Edward German and Basil Hood's Merrie England is the epitome of rollicking good fun - light, frivolous, old-fashioned yet timely, and packed with witty songs, charming countryfolk and aloof courtiers. Written in 1902 and last performed in London in 1960, this comic opera has now been dusted off by the Finborough in celebration of the Queen's Diamond Jubilee as part of their "Celebrating British Music Theatre" series.
Fitting a cast of 21 into the Finborough's compact performance area isn't easy but director Alex Sutton somehow creates space along with pace.
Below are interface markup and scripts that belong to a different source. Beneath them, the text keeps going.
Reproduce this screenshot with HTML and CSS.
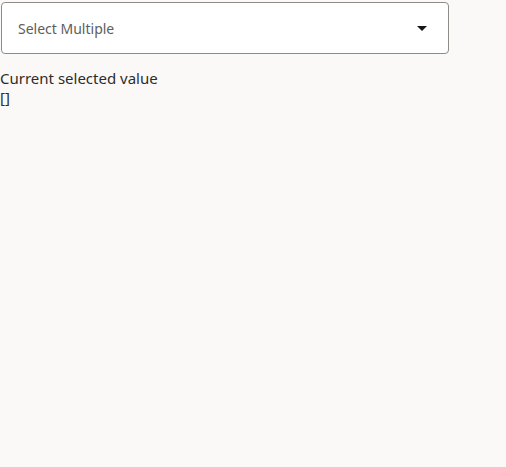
FILE: index.html
```html
<!DOCTYPE html>
<html>
<head>
<meta charset="utf-8">
<link rel="stylesheet" href="styles.css">
</head>
<body>
<div class="page">
  <div class="select">
    <span class="placeholder">Select Multiple</span>
    <svg class="arrow" width="10" height="5" viewBox="0 0 10 5"><path d="M0 0H10L5 5Z" fill="#161513"/></svg>
  </div>
  <div class="label">Current selected value</div>
  <div class="value">[]</div>
</div>
</body>
</html>
```
FILE: styles.css
```css
html, body {
  margin: 0;
  padding: 0;
  background: #faf9f8;
  font-family: "Noto Sans", "Open Sans", sans-serif;
  color: #2e2c2a;
}
.page {
  padding: 2px 0 0 1px;
}
.select {
  box-sizing: border-box;
  width: 448px;
  height: 52px;
  background: #fff;
  border: 1px solid #8f8c88;
  border-radius: 4px;
  display: flex;
  align-items: center;
  justify-content: space-between;
  padding: 1px 21px 0 16px;
}
.placeholder {
  font-size: 14px;
  color: #605d5a;
}
.arrow {
  display: block;
}
.label {
  margin-top: 15px;
  font-size: 15px;
  line-height: 19px;
  margin-left: -1px;
}
.value {
  font-size: 15px;
  line-height: 19px;
  margin-left: -1px;
}
```
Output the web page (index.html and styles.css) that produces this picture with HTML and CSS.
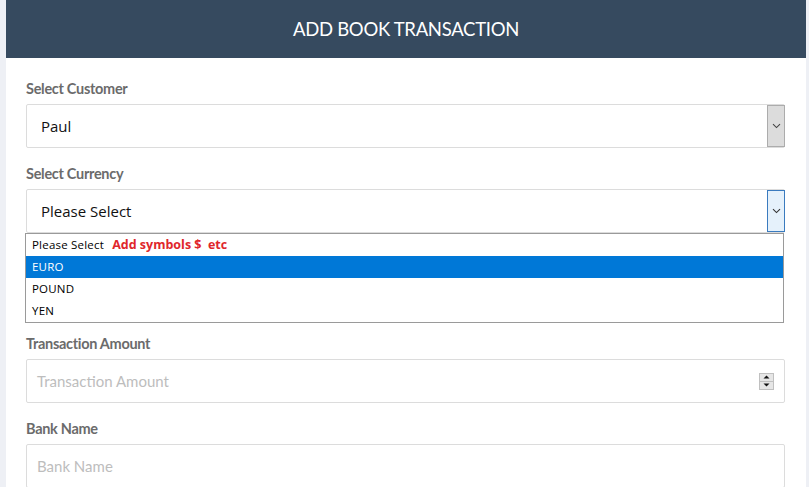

From the opening, with the crowning of Jamie Birkett's May Queen, through the unfolding of the slight plot involving sub-Shakespearean characters losing and finding love, to the rousing finale, the cast perform with gusto and then some.
The parallel plot about the violent treatment of those deemed to be witches by the fearful countryfolk gives the production some edge and there's a bit of history in the relationship between the Queen and the Earl of Essex. But these are broadly comic characters, not intended to be taken seriously or historically. This Queen Elizabeth (Virge Gilchrist) is closer to Blackadder's version of comedy queen - spaced-out, crown askew, never quite knowing whether to join in with the songs about herself.
The voices individually and collectively soar joyously - and sometimes a little too loudly in this intimate theatre - but even among this talented company there are some stand-outs. Daniel Cane effortlessly steals his every scene with a gloriously over-the-top and highly physical portrayal of Shakespearean actor Walter Wilkins. Nichola Jolley's Jill-All-Alone is full of pathos and vulnerability among her clever retorts, while Sir Walter Raleigh is played with authority by Michael Riseley.
Comparisons with Gilbert and Sullivan are inevitable as it's very much in that style of light opera, but Merrie England has its own peculiar charm in its sunny depiction of an England that never existed.
At times there's a bit too much eyes-and-teeth acting, but this is a terrific production, deserving of a larger stage.